According to a Washington Post article, latest polling numbers show that less than half – 45% – of Texans approve of Trump.
Amidst this underlying shift, Texan politicos have been apparently noticing that there was a noticeable increasing in the section of ethnic minority that could be brought into the fold and mined for financial contributions.
The official website of the ‘Howdy, Modi’ event. Photo: howdymodi.org
In March 2018, Republican Governor Greg Abbott admitted to a Texan newspaper that his nine-day visit on a trade mission to India was not just about commerce. “The Indian community in Texas is more Republican than the Republican Party in Texas,” Abott was quoted as having said by Dallas News.
Abbott’s statement was largely hyperbole, since the Indian American community continues to be largely Democratic. According to exit polls conducted by the Asian American Legal Defense and Education Fund, 84% of Indian origin voters had chosen Hillary Clinton over Trump in 2016. This was despite Trump’s pursuit of Indian votes, which included attending a rally organised by the Republican Hindu Coalition a month before the polls. And the antipathy among Indian Americans towards Trump is apparently still going strong.
By going to Houston, Trump hopes that some of Modi’s fans would also vote for him. But it is also clear that while many in the Indian diaspora may favour BJP’s policies in India, but they remain wary of US president’s anti-immigration rhetoric.
Along with votes, the affluence of the community means that they are more vigorously courted for their large contribution to campaign funds. As per the Los Angeles Times, Indian Americans have already contributed $3 million for 2020 presidential campaigns. While Kamla Harris has got the maximum among Democrats at $387,800, President Trump has received around $1 million. However, the differential could be due to the larger cheques allowed for the re-election bid, while democratic candidates are limited when it comes to donations by the $2800 mark.
Therefore, through Trump’s eyes, attending ‘Howdy, Modi’ to attract votes and push back against anti-immigrant reputation, makes absolute political sense.
Has India proposed an additional sweetener for Trump’s presence?
Trump, of course, is a self-described “greatest dealmaker” for US. But, his record has been spotty lately. There are no signs that China would respond positively to Trump’s negotiating tactics. In fact, he has recently indicated that there may not be a deal before the 2020 elections.
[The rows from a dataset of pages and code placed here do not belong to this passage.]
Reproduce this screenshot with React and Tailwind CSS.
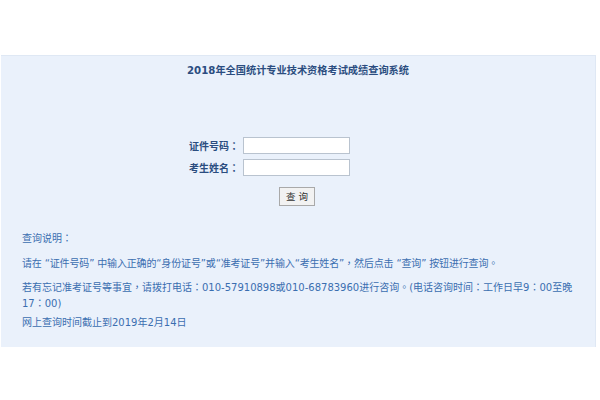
import React from 'react'

const font = { fontFamily: '"DejaVu Sans", "Noto Sans CJK SC", sans-serif' }

// full-width punctuation, drawn by the CJK font so it keeps its full width
function P({ children }) {
  return <span className="font-['Noto_Sans_CJK_TC']">{children}</span>
}

function QueryForm() {
  return (
    <div className="flex flex-col gap-[5px] pl-[177px]">
      <div className="flex items-center gap-[4px]">
        <span className="w-[61px] text-right text-[10px] font-bold text-[#2b4d80] whitespace-nowrap">证件号码<P>：</P></span>
        <input className="w-[107px] h-[17px] bg-white border border-[#b9c3cf] outline-none" />
      </div>
      <div className="flex items-center gap-[4px]">
        <span className="w-[61px] text-right text-[10px] font-bold text-[#2b4d80] whitespace-nowrap">考生姓名<P>：</P></span>
        <input className="w-[107px] h-[17px] bg-white border border-[#b9c3cf] outline-none" />
      </div>
      <div className="pl-[101px] pt-[2px]">
        <button className="w-[36px] h-[19px] bg-[#f2f2f2] border border-[#a9a9a9] text-[9.5px] text-[#333] leading-none">查 询</button>
      </div>
    </div>
  )
}

export default function App() {
  return (
    <div className="w-[600px] h-[400px] bg-white overflow-hidden" style={font}>
      <div className="mt-[55px] ml-[1px] w-[595px] h-[292px] bg-[#eaf1fb] border-t border-r border-[#dfe8f4]">
        <div className="pt-[8px] text-center text-[10.2px] font-bold leading-[14px] text-[#2b4d80]">
          2018年全国统计专业技术资格考试成绩查询系统
        </div>

        <div className="pt-[59px]">
          <QueryForm />
        </div>

        <div className="pl-[21px] pt-[23px] text-[10px] leading-[15px] text-[#3a6eb0] whitespace-nowrap">
          <p>查询说明<P>：</P></p>
          <p className="mt-[9px] tracking-[-0.15px]">
            请在 “证件号码” 中输入正确的“身份证号”或“准考证号”并输入“考生姓名”<P>，</P>然后点击 “查询” 按钮进行查询<P>。</P>
          </p>
          <p className="mt-[8px]">
            若有忘记准考证号等事宜<P>，</P>请拨打电话<P>：</P>010-57910898或010-68783960进行咨询<P>。</P>(电话咨询时间<P>：</P>工作日早9<P>：</P>00至晚
            <br />
            17<P>：</P>00)
          </p>
          <p className="mt-[4px]">网上查询时间截止到2019年2月14日</p>
        </div>
      </div>
    </div>
  )
}
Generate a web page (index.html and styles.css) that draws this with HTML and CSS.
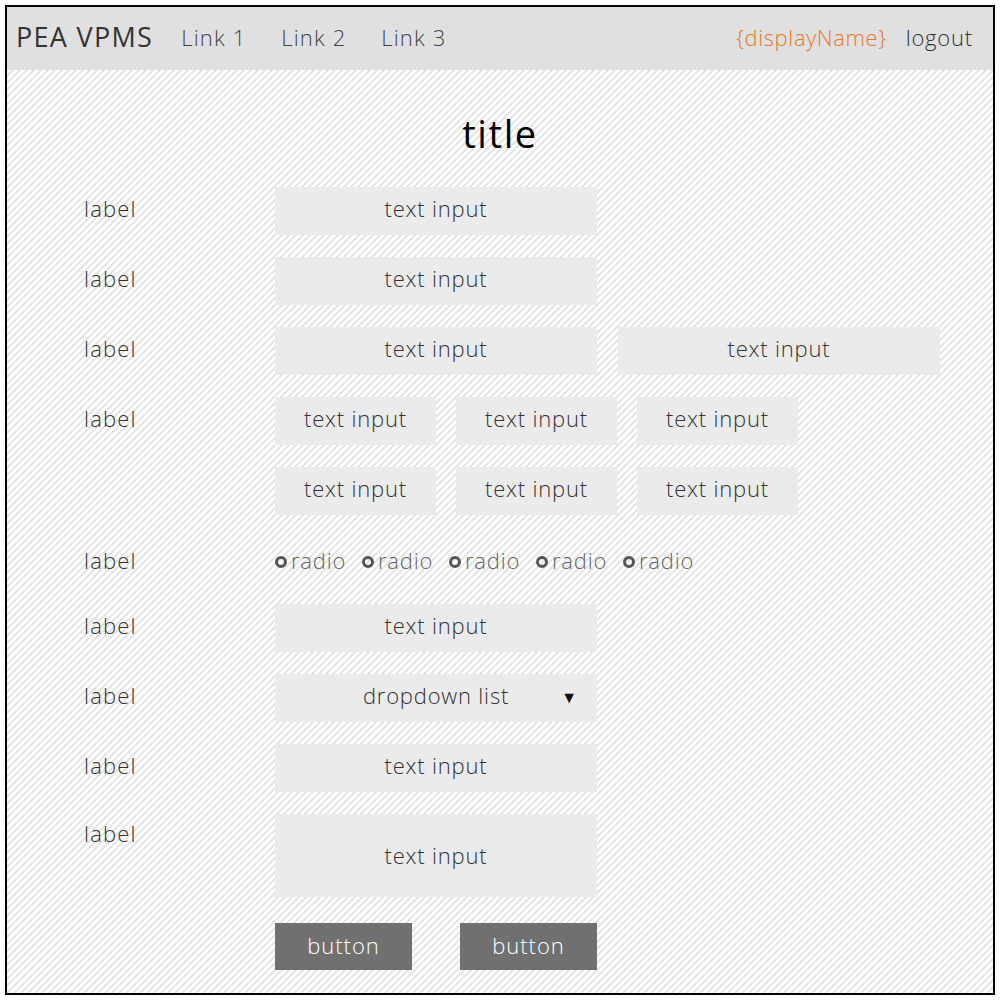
FILE: index.html
```html
<!DOCTYPE html>
<html>
<head>
<meta charset="utf-8">
<link rel="stylesheet" href="styles.css">
</head>
<body>
<div class="frame">
  <header class="topbar">
    <div class="brand">PEA VPMS</div>
    <nav class="nav">
      <a class="nav-link">Link 1</a>
      <a class="nav-link">Link 2</a>
      <a class="nav-link">Link 3</a>
    </nav>
    <div class="user">
      <span class="display-name">{displayName}</span>
      <span class="logout">logout</span>
    </div>
  </header>
  <main class="content">
    <h1 class="title">title</h1>
    <div class="form">
      <div class="row">
        <div class="label">label</div>
        <div class="fields"><div class="input w-full">text input</div></div>
      </div>
      <div class="row">
        <div class="label">label</div>
        <div class="fields"><div class="input w-full">text input</div></div>
      </div>
      <div class="row">
        <div class="label">label</div>
        <div class="fields gap-wide"><div class="input w-full">text input</div><div class="input w-full">text input</div></div>
      </div>
      <div class="row">
        <div class="label">label</div>
        <div class="fields"><div class="input w-third">text input</div><div class="input w-third">text input</div><div class="input w-third">text input</div></div>
      </div>
      <div class="row">
        <div class="label"></div>
        <div class="fields"><div class="input w-third">text input</div><div class="input w-third">text input</div><div class="input w-third">text input</div></div>
      </div>
      <div class="row radio-row">
        <div class="label">label</div>
        <div class="radios">
          <span class="radio"><span class="dot"></span>radio</span>
          <span class="radio"><span class="dot"></span>radio</span>
          <span class="radio"><span class="dot"></span>radio</span>
          <span class="radio"><span class="dot"></span>radio</span>
          <span class="radio"><span class="dot"></span>radio</span>
        </div>
      </div>
      <div class="row">
        <div class="label">label</div>
        <div class="fields"><div class="input w-full">text input</div></div>
      </div>
      <div class="row">
        <div class="label">label</div>
        <div class="fields"><div class="input w-full select"><span class="select-text">dropdown list</span><span class="arrow">&#9660;</span></div></div>
      </div>
      <div class="row">
        <div class="label">label</div>
        <div class="fields"><div class="input w-full">text input</div></div>
      </div>
      <div class="row">
        <div class="label label-top">label</div>
        <div class="fields"><div class="input w-full textarea">text input</div></div>
      </div>
      <div class="row buttons-row">
        <div class="label"></div>
        <div class="buttons"><div class="button">button</div><div class="button">button</div></div>
      </div>
    </div>
  </main>
</div>
</body>
</html>
```
FILE: styles.css
```css
* { box-sizing: border-box; }
html, body { margin: 0; padding: 0; background: #fff; }
body {
  font-family: "Open Sans", "Liberation Sans", sans-serif;
  font-weight: 300;
  color: #333;
  letter-spacing: 0.8px;
}
.frame {
  margin: 5px;
  width: 990px;
  height: 990px;
  border: 2px solid #000;
  background: repeating-linear-gradient(135deg, #fff 0px, #fff 3.3px, #e6e6e6 3.3px, #e6e6e6 4.95px);
  overflow: hidden;
}
.topbar {
  height: 63px;
  background: #e0e0e0;
  display: flex;
  align-items: center;
  padding: 0 20px 4px 9px;
}
.brand {
  font-size: 27px;
  font-weight: 400;
  color: #333;
  margin-right: 28px;
  letter-spacing: 1.3px;
}
.nav { display: flex; }
.nav-link {
  width: 100px;
  font-size: 22px;
  color: #444;
  letter-spacing: 1.2px;
}
.user {
  margin-left: auto;
  display: flex;
  gap: 19px;
  font-size: 22px;
}
.display-name { color: #e8782a; letter-spacing: 0.6px; }
.logout { color: #333; }
.content { padding: 40px 0 0 77px; }
.title {
  margin: 0 0 27px 0;
  height: 50px;
  line-height: 46px;
  font-size: 38px;
  font-weight: 400;
  color: #000;
  text-align: center;
  padding-right: 77px;
  letter-spacing: 1.6px;
}
.form { display: flex; flex-direction: column; gap: 22px; }
.row { display: flex; align-items: flex-start; }
.label {
  width: 191px;
  flex: none;
  height: 48px;
  line-height: 42px;
  font-size: 22px;
  color: #333;
  letter-spacing: 1.2px;
}
.label-top { line-height: 38px; }
.fields { display: flex; gap: 20px; }
.fields.gap-wide { gap: 21px; }
.input {
  height: 48px;
  background: #ebebeb;
  display: flex;
  align-items: center;
  justify-content: center;
  font-size: 22px;
  color: #333;
  padding-bottom: 6px;
}
.w-full { width: 322px; }
.w-third { width: 161px; }
.textarea { height: 83px; padding-bottom: 2px; }
.select { position: relative; }
.arrow {
  position: absolute;
  right: 19px;
  top: 12px;
  font-size: 16px;
  color: #111;
}
.radio-row .label { height: 45px; line-height: 46px; }
.radios { display: flex; height: 45px; align-items: center; padding-top: 1px; }
.radio {
  display: flex;
  align-items: center;
  width: 87px;
  font-size: 22px;
  color: #666;
}
.dot {
  width: 12px;
  height: 12px;
  border: 3px solid #555;
  border-radius: 50%;
  margin-right: 4px;
  margin-top: 3px;
}
.buttons-row { margin-top: 4px; }
.buttons { display: flex; gap: 48px; }
.button {
  width: 137px;
  height: 47px;
  background: #707070;
  color: #fff;
  font-size: 22px;
  display: flex;
  align-items: center;
  justify-content: center;
  padding-bottom: 3px;
  letter-spacing: 1px;
}
```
US President Donald Trump meets Prime Minister Narendra Modi for bilateral talks during the G7 summit in Biarritz, France, on August 26, 2019. Photo: Reuters/Carlos Barria
The New York Times reported on September 17 that these ‘mini deals’ with India and Japan are aimed at “helping Mr. Trump overcome concerns about his trade approach before the 2020 election and prove to voters that he is delivering on a key promise to negotiate bilateral trade deals in America’s favour”.
Therefore, a trade agreement with India – however limited – would give Trump bragging rights and breathing space over New Delhi after months of tough rhetoric from the office of the US Trade Representative.
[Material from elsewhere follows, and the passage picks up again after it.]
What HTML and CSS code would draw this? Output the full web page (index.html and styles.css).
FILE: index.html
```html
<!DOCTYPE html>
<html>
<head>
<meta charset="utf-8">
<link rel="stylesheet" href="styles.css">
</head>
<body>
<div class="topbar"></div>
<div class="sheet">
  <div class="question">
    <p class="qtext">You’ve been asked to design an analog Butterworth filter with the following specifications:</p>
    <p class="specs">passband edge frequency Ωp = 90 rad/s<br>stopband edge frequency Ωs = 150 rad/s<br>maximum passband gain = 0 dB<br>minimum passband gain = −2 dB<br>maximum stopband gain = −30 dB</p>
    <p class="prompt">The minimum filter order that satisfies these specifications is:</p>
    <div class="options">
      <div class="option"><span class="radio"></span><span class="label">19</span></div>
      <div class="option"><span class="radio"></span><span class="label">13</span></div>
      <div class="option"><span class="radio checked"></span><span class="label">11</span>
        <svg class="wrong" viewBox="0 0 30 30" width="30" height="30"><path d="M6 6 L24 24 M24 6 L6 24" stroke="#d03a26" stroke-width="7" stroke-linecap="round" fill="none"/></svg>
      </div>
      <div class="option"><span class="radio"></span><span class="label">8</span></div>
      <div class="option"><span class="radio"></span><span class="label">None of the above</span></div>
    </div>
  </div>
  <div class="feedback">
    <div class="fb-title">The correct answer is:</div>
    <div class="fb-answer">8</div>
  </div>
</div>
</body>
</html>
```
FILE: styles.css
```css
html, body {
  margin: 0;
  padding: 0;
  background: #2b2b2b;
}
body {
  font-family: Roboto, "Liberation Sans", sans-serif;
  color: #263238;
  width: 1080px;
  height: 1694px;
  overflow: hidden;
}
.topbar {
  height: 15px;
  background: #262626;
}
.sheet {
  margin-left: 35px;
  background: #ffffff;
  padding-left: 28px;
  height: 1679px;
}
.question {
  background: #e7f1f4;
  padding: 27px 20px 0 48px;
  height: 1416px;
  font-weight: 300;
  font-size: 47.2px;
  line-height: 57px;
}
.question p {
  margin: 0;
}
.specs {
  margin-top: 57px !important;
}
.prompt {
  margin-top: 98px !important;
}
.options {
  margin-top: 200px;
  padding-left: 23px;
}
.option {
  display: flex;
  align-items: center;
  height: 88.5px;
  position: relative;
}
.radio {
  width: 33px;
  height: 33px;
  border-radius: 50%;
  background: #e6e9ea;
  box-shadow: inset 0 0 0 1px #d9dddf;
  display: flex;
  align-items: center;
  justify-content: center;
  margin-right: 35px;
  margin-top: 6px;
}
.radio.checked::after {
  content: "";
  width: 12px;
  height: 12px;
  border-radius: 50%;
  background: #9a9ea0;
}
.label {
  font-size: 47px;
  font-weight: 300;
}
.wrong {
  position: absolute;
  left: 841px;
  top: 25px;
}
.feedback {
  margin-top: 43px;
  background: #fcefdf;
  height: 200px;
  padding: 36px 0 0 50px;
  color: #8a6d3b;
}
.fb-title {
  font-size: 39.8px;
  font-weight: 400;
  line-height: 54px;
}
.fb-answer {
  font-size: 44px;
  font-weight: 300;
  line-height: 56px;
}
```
According to some sources, India would consider cutting down on duties on imported Harley Davidson motorcycles. “Ultimately, he should be able to write his early morning tweet of having snagged the deal,” said a senior Indian official.
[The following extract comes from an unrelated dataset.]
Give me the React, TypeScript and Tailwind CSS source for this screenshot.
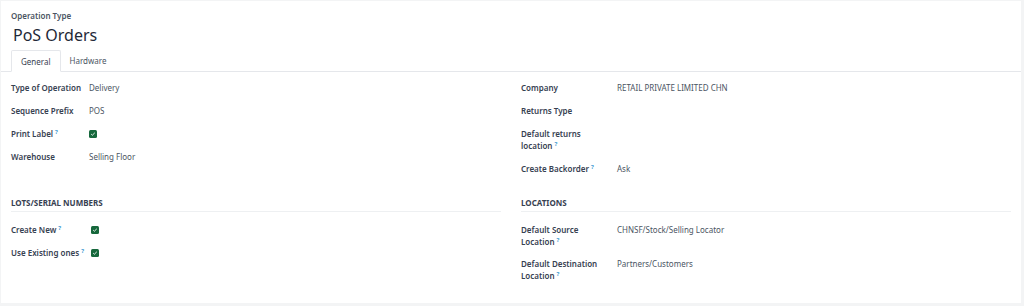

When Trump had started to make noises about the deficit in trade volume, India had repeatedly pointed to rising oil imports, which now lie at an approximate $4 billion. Therefore, during the Houston sojourn, Modi will also be attending a roundtable with chief executive officers of top oil and gas companies, with an eye to make some investments in the US. The Indian foreign secretary Vijay Gokhale said recently that the meeting had been organised “not only to show that we are an important market but also to discuss investment and other possible opportunities in the economic area”.
If Trump is attending ‘Howdy, Modi’ to garner electoral brownie points, doesn’t he risk giving a partisan hue to ties with India?
While Trump hopes to attracts votes and funds from the Indian diaspora, the bipartisan consensus in Washington to improve ties with India is not likely to be dented, even though his presence may have led to some feathers of Democrat Congressmen being ruffled.
Senior Indian officials have, in fact, been repeatedly stressing that there would be presence of Congressional representatives from both parties to highlight the bipartisan nature of the event.
However, several Democratic leaders have dropped out citing scheduling conflicts, like House Speaker Nancy Pelosi and Brad Sherman. Similarly, presidential candidate Tulsi Gabbard, who received the second-highest amount of contributions amongst democratic candidates in the primary, will also be a no-show. While Gabbard has claimed that her decision was to do with her campaign plans, it is also true that appearing on the same dais with Trump in the midst of a bruising primary campaign, may not be helpful.
The highest ranking Democrat on stage would be House majority leader Steny Hoyer, who is likely to give a speech.
One of the reasons that the bipartisan backing for India remains strong is because the mood in Washington has hardened on China, both economically and politically.
How does Trump’s presence benefit Modi?
The Washington Post described Trump’s attendance as a “coup for Modi”. The event and Trump’s forthcoming embrace of Modi has certainly come at an opportune moment. Within India, the government has been trying to project that its steps to change Kashmir’s constitutional and continuing security clampdown has not negatively impacted its reputation or invited censure from the international community. Trump at the dais would, therefore, be doubly symbolic to New Delhi, that has launched its own counter-campaign to thwart Pakistan’s diplomatic drive.
The smiling pictures would certainly overshadow some of the recent negative reporting on the economic front in India, just as two important states, Maharashtra and Haryana, will go to polls next month.
Ultimately, the event and its outcome – in the absence of any comprehensive trade package – will largely stand for political symbolism.